## Written problem:
Only a number is wanted: the count of lines in this listing that contain "full".

## Information provided:
● ● ●

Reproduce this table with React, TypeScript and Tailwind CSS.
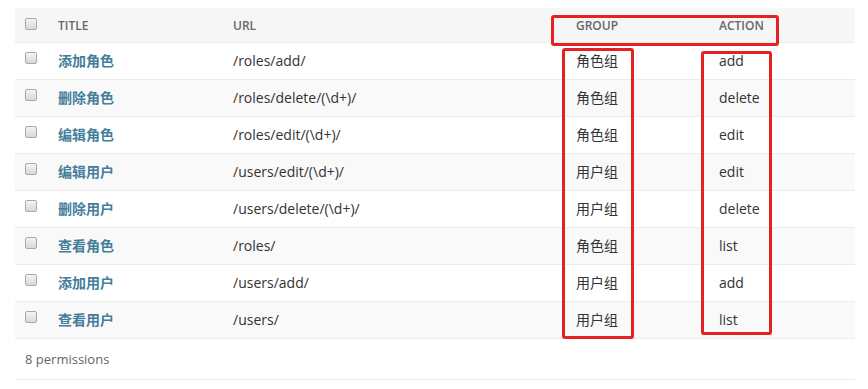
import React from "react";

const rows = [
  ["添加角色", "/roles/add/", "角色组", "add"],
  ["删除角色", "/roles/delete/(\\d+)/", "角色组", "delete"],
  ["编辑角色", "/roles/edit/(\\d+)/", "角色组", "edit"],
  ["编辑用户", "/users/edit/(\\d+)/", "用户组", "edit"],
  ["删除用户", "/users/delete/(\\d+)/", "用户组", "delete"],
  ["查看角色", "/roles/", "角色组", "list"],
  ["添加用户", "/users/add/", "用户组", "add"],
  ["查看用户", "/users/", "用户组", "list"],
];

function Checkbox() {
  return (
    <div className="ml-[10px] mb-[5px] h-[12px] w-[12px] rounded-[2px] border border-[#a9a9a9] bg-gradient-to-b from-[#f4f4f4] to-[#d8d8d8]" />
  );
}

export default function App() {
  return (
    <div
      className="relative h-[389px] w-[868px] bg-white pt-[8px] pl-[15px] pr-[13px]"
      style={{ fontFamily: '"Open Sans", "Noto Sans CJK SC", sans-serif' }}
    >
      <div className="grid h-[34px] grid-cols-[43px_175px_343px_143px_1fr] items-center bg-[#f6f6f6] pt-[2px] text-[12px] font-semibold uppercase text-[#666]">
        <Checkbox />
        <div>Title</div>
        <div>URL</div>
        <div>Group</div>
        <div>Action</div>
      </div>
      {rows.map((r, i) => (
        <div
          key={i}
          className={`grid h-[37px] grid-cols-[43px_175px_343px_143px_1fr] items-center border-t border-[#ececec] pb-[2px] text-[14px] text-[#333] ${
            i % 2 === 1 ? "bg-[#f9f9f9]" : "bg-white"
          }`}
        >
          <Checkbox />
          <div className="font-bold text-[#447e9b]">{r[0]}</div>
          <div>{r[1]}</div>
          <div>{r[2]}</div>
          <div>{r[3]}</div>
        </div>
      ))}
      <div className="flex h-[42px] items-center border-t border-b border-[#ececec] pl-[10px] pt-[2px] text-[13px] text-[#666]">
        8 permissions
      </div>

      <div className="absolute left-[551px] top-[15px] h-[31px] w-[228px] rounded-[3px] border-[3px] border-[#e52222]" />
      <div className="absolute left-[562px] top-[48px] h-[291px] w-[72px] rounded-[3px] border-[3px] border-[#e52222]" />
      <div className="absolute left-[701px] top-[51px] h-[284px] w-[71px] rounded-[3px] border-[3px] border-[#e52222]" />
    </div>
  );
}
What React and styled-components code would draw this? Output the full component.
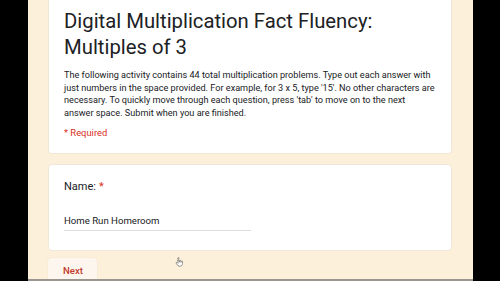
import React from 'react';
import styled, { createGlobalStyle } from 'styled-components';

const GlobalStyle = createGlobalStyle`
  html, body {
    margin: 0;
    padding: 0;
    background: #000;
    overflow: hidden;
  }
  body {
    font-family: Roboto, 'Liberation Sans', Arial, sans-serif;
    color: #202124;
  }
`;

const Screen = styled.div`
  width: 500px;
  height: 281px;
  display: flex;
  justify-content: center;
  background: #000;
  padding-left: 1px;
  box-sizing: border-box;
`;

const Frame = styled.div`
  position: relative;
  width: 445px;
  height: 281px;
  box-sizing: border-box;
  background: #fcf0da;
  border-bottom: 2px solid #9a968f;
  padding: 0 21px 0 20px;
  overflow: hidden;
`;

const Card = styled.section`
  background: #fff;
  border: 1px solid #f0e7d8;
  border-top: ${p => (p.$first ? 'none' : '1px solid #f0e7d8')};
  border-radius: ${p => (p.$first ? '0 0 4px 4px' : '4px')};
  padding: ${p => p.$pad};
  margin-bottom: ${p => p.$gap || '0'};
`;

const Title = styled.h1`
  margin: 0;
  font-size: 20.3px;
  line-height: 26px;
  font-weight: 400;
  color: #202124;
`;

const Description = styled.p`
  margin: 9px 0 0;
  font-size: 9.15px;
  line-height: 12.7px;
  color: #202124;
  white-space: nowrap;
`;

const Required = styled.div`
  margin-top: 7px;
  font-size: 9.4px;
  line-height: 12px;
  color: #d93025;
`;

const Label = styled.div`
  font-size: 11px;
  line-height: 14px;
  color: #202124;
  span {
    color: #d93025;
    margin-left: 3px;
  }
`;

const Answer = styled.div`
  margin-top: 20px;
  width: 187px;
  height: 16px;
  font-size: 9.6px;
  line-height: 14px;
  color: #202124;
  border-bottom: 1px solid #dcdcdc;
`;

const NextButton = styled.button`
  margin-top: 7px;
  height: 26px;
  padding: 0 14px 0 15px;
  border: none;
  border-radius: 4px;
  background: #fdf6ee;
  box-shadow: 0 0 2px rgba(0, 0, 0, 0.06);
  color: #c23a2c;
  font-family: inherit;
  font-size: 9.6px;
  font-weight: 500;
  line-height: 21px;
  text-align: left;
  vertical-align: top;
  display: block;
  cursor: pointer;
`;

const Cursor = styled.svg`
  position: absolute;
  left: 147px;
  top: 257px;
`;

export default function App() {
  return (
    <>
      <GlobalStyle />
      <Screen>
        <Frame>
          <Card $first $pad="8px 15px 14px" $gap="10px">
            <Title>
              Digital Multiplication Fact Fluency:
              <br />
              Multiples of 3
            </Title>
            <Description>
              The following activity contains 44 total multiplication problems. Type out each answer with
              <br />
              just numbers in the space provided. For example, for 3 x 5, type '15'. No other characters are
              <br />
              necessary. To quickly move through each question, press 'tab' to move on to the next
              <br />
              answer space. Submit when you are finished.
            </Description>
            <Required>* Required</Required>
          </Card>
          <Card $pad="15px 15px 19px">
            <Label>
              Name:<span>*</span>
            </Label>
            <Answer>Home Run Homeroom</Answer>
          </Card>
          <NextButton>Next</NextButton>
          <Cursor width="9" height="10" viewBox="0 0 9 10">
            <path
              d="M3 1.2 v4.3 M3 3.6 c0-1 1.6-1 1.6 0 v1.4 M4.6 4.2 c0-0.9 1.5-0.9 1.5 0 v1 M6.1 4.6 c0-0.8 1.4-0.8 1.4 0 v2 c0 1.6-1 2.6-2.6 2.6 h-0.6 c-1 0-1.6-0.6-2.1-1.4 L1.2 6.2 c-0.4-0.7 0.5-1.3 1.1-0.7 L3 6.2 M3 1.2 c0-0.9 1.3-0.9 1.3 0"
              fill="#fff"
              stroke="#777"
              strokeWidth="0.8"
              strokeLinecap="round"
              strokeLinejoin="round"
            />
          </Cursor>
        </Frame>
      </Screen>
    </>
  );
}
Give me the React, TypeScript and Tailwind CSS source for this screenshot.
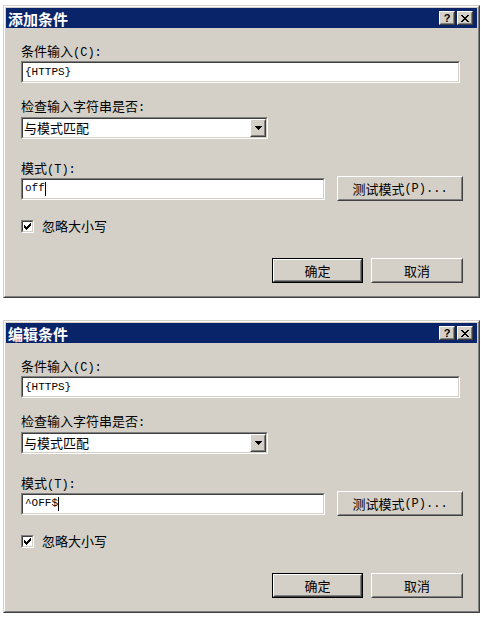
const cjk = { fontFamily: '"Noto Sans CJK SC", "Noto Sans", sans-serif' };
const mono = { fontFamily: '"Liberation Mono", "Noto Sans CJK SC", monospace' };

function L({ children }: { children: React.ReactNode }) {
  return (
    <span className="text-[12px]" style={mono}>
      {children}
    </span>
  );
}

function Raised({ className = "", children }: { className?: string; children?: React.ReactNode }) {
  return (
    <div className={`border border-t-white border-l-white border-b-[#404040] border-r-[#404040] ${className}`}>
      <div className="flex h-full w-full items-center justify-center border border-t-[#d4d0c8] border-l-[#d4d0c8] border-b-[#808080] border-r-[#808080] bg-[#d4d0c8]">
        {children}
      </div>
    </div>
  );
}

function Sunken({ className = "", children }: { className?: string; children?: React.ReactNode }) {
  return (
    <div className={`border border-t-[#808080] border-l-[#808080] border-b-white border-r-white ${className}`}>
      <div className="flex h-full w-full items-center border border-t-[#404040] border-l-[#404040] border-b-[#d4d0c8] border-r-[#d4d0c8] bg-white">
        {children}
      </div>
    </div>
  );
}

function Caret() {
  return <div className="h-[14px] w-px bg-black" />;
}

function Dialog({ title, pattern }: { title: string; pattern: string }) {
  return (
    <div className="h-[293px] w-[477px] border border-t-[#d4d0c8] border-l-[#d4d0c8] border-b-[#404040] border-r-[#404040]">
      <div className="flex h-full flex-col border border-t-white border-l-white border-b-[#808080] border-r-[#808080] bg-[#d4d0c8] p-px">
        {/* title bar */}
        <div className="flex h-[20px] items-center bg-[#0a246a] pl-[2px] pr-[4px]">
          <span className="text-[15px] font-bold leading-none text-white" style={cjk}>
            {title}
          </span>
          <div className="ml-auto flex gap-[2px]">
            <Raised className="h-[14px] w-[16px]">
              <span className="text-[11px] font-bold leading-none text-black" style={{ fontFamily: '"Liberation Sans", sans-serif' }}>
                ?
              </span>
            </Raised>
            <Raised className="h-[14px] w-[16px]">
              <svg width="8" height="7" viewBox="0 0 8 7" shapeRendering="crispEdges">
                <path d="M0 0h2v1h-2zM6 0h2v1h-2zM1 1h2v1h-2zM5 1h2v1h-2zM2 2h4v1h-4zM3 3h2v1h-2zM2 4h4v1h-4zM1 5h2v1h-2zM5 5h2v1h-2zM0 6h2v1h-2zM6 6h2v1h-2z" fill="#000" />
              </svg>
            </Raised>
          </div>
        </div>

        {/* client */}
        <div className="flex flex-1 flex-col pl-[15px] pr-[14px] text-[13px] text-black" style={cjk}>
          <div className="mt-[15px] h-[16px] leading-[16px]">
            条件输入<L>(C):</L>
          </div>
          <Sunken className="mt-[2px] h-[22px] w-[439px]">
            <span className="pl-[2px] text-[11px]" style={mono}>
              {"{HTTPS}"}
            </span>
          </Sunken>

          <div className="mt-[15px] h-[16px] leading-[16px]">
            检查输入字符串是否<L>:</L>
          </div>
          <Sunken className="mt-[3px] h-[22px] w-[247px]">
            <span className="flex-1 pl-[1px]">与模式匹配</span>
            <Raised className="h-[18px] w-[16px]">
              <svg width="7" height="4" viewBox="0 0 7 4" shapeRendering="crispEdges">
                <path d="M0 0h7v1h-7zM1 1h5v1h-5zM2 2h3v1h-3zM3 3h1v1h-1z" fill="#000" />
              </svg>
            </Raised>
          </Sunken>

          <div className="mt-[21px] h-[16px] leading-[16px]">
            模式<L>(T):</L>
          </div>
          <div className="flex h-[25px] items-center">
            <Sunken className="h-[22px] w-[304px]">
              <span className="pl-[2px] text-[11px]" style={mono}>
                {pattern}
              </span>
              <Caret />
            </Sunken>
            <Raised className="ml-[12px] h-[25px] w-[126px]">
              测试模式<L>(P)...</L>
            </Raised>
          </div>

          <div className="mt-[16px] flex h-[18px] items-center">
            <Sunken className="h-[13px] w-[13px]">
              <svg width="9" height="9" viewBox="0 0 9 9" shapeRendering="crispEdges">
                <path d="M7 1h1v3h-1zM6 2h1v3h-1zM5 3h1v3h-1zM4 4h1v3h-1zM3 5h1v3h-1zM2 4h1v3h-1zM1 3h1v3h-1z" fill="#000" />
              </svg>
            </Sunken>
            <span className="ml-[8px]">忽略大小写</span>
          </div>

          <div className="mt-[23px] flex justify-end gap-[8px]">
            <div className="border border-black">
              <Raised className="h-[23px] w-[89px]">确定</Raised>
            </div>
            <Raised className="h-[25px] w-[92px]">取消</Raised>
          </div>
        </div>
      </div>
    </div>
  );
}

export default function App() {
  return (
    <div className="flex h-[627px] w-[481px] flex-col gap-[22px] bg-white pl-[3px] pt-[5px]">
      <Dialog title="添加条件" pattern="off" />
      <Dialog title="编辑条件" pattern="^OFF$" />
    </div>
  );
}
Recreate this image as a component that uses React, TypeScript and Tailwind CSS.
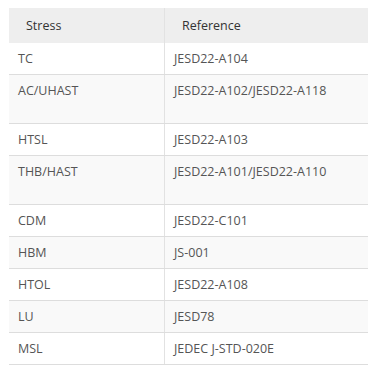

● ● ●

## Answer to the problem:
4